**Task objective**: Faithfully return all lines, omitting every embedded picture.
[begin Dataset section]
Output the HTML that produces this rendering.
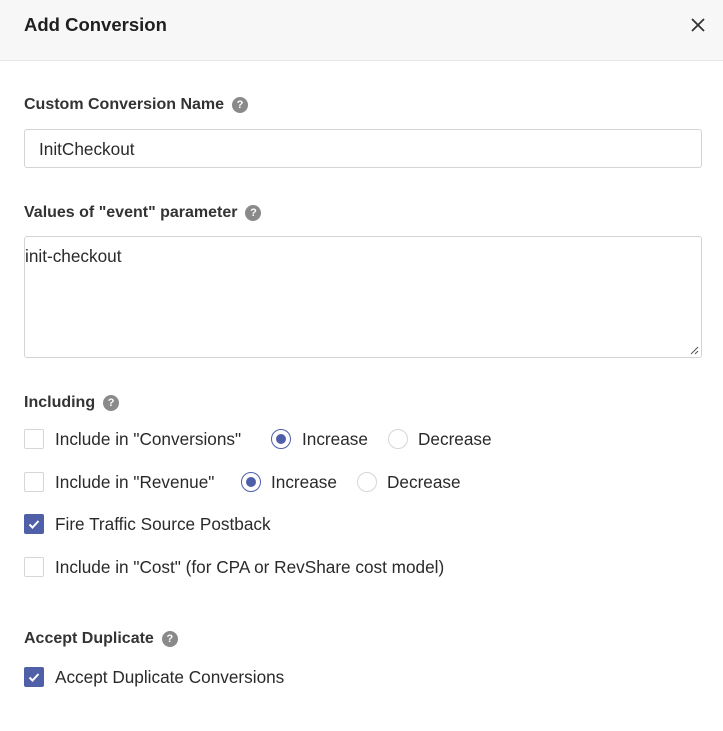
<!DOCTYPE html>
<html><head><style>
*{box-sizing:border-box;margin:0;padding:0}
body{width:723px;height:731px;background:#fff;font-family:"Liberation Sans",Arial,sans-serif;color:#222;position:relative;overflow:hidden}
.hdr{position:absolute;left:0;top:0;width:723px;height:61px;background:#f7f7f7;border-bottom:1px solid #e6e6e6}
.t{position:absolute;white-space:nowrap}
.title{left:24px;top:14px;font-size:18.5px;font-weight:bold;color:#1f1f1f}
.lbl{font-size:16px;font-weight:bold;color:#333}
.txt{font-size:17.2px;color:#2a2a2a}
.q{display:inline-block;width:16px;height:16px;border-radius:50%;background:#8a8a8a;color:#fff;font-size:11px;font-weight:bold;text-align:center;line-height:16px;vertical-align:1px;margin-left:8px}
.box{position:absolute;border:1px solid #d4d4d4;border-radius:3px}
.cb{position:absolute;width:20px;height:20px;border:1px solid #d6d6d6;border-radius:2px;background:#fff}
.cb.on{background:#4f5fa8;border-color:#4f5fa8}
.rd{position:absolute;width:20px;height:20px;border:1px solid #d6d6d6;border-radius:50%}
.rd.on{border-color:#4f5fa8}
.rd.on::after{content:"";position:absolute;left:4px;top:4px;width:10px;height:10px;border-radius:50%;background:#4f5fa8}
</style></head><body>
<div class="hdr"></div>
<div class="t title">Add Conversion</div>
<svg style="position:absolute;left:690px;top:17px" width="16" height="16" viewBox="0 0 16 16"><path d="M2 2L14 14M14 2L2 14" stroke="#333" stroke-width="1.8"/></svg>

<div class="t lbl" style="left:24px;top:96px">Custom Conversion Name<span class="q">?</span></div>
<div class="box" style="left:24px;top:129px;width:678px;height:39px"></div>
<div class="t txt" style="left:39px;top:139px">InitCheckout</div>

<div class="t lbl" style="left:24px;top:204px">Values of "event" parameter<span class="q">?</span></div>
<div class="box" style="left:24px;top:236px;width:678px;height:122px"></div>
<div class="t txt" style="left:25px;top:246px">init-checkout</div>
<svg style="position:absolute;left:690px;top:346px" width="9" height="9"><path d="M1 8L8 1M5 8L8 5" stroke="#555" stroke-width="1"/></svg>

<div class="t lbl" style="left:24px;top:394px">Including<span class="q">?</span></div>

<div class="cb" style="left:24px;top:429px"></div>
<div class="t txt" style="left:55px;top:429px">Include in "Conversions"</div>
<div class="rd on" style="left:271px;top:429px"></div>
<div class="t txt" style="left:302px;top:429px">Increase</div>
<div class="rd" style="left:388px;top:429px"></div>
<div class="t txt" style="left:418px;top:429px">Decrease</div>

<div class="cb" style="left:24px;top:472px"></div>
<div class="t txt" style="left:55px;top:472px">Include in "Revenue"</div>
<div class="rd on" style="left:241px;top:472px"></div>
<div class="t txt" style="left:271px;top:472px">Increase</div>
<div class="rd" style="left:357px;top:472px"></div>
<div class="t txt" style="left:387px;top:472px">Decrease</div>

<div class="cb on" style="left:24px;top:514px"><svg width="18" height="18" viewBox="0 0 18 18"><path d="M4.5 9.5L7.5 12.5L13.5 6" fill="none" stroke="#fff" stroke-width="2"/></svg></div>
<div class="t txt" style="left:55px;top:514px">Fire Traffic Source Postback</div>

<div class="cb" style="left:24px;top:557px"></div>
<div class="t txt" style="left:55px;top:557px">Include in "Cost" (for CPA or RevShare cost model)</div>

<div class="t lbl" style="left:24px;top:630px">Accept Duplicate<span class="q">?</span></div>
<div class="cb on" style="left:24px;top:667px"><svg width="18" height="18" viewBox="0 0 18 18"><path d="M4.5 9.5L7.5 12.5L13.5 6" fill="none" stroke="#fff" stroke-width="2"/></svg></div>
<div class="t txt" style="left:55px;top:667px">Accept Duplicate Conversions</div>
</body></html>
[end Dataset section]
**Problem solution**:
Output the HTML that produces this rendering.
<!DOCTYPE html>
<html><head><style>
*{box-sizing:border-box;margin:0;padding:0}
body{width:723px;height:731px;background:#fff;font-family:"Liberation Sans",Arial,sans-serif;color:#222;position:relative;overflow:hidden}
.hdr{position:absolute;left:0;top:0;width:723px;height:61px;background:#f7f7f7;border-bottom:1px solid #e6e6e6}
.t{position:absolute;white-space:nowrap}
.title{left:24px;top:14px;font-size:18.5px;font-weight:bold;color:#1f1f1f}
.lbl{font-size:16px;font-weight:bold;color:#333}
.txt{font-size:17.2px;color:#2a2a2a}
.q{display:inline-block;width:16px;height:16px;border-radius:50%;background:#8a8a8a;color:#fff;font-size:11px;font-weight:bold;text-align:center;line-height:16px;vertical-align:1px;margin-left:8px}
.box{position:absolute;border:1px solid #d4d4d4;border-radius:3px}
.cb{position:absolute;width:20px;height:20px;border:1px solid #d6d6d6;border-radius:2px;background:#fff}
.cb.on{background:#4f5fa8;border-color:#4f5fa8}
.rd{position:absolute;width:20px;height:20px;border:1px solid #d6d6d6;border-radius:50%}
.rd.on{border-color:#4f5fa8}
.rd.on::after{content:"";position:absolute;left:4px;top:4px;width:10px;height:10px;border-radius:50%;background:#4f5fa8}
</style></head><body>
<div class="hdr"></div>
<div class="t title">Add Conversion</div>
<svg style="position:absolute;left:690px;top:17px" width="16" height="16" viewBox="0 0 16 16"><path d="M2 2L14 14M14 2L2 14" stroke="#333" stroke-width="1.8"/></svg>

<div class="t lbl" style="left:24px;top:96px">Custom Conversion Name<span class="q">?</span></div>
<div class="box" style="left:24px;top:129px;width:678px;height:39px"></div>
<div class="t txt" style="left:39px;top:139px">InitCheckout</div>

<div class="t lbl" style="left:24px;top:204px">Values of "event" parameter<span class="q">?</span></div>
<div class="box" style="left:24px;top:236px;width:678px;height:122px"></div>
<div class="t txt" style="left:25px;top:246px">init-checkout</div>
<svg style="position:absolute;left:690px;top:346px" width="9" height="9"><path d="M1 8L8 1M5 8L8 5" stroke="#555" stroke-width="1"/></svg>

<div class="t lbl" style="left:24px;top:394px">Including<span class="q">?</span></div>

<div class="cb" style="left:24px;top:429px"></div>
<div class="t txt" style="left:55px;top:429px">Include in "Conversions"</div>
<div class="rd on" style="left:271px;top:429px"></div>
<div class="t txt" style="left:302px;top:429px">Increase</div>
<div class="rd" style="left:388px;top:429px"></div>
<div class="t txt" style="left:418px;top:429px">Decrease</div>

<div class="cb" style="left:24px;top:472px"></div>
<div class="t txt" style="left:55px;top:472px">Include in "Revenue"</div>
<div class="rd on" style="left:241px;top:472px"></div>
<div class="t txt" style="left:271px;top:472px">Increase</div>
<div class="rd" style="left:357px;top:472px"></div>
<div class="t txt" style="left:387px;top:472px">Decrease</div>

<div class="cb on" style="left:24px;top:514px"><svg width="18" height="18" viewBox="0 0 18 18"><path d="M4.5 9.5L7.5 12.5L13.5 6" fill="none" stroke="#fff" stroke-width="2"/></svg></div>
<div class="t txt" style="left:55px;top:514px">Fire Traffic Source Postback</div>

<div class="cb" style="left:24px;top:557px"></div>
<div class="t txt" style="left:55px;top:557px">Include in "Cost" (for CPA or RevShare cost model)</div>

<div class="t lbl" style="left:24px;top:630px">Accept Duplicate<span class="q">?</span></div>
<div class="cb on" style="left:24px;top:667px"><svg width="18" height="18" viewBox="0 0 18 18"><path d="M4.5 9.5L7.5 12.5L13.5 6" fill="none" stroke="#fff" stroke-width="2"/></svg></div>
<div class="t txt" style="left:55px;top:667px">Accept Duplicate Conversions</div>
</body></html>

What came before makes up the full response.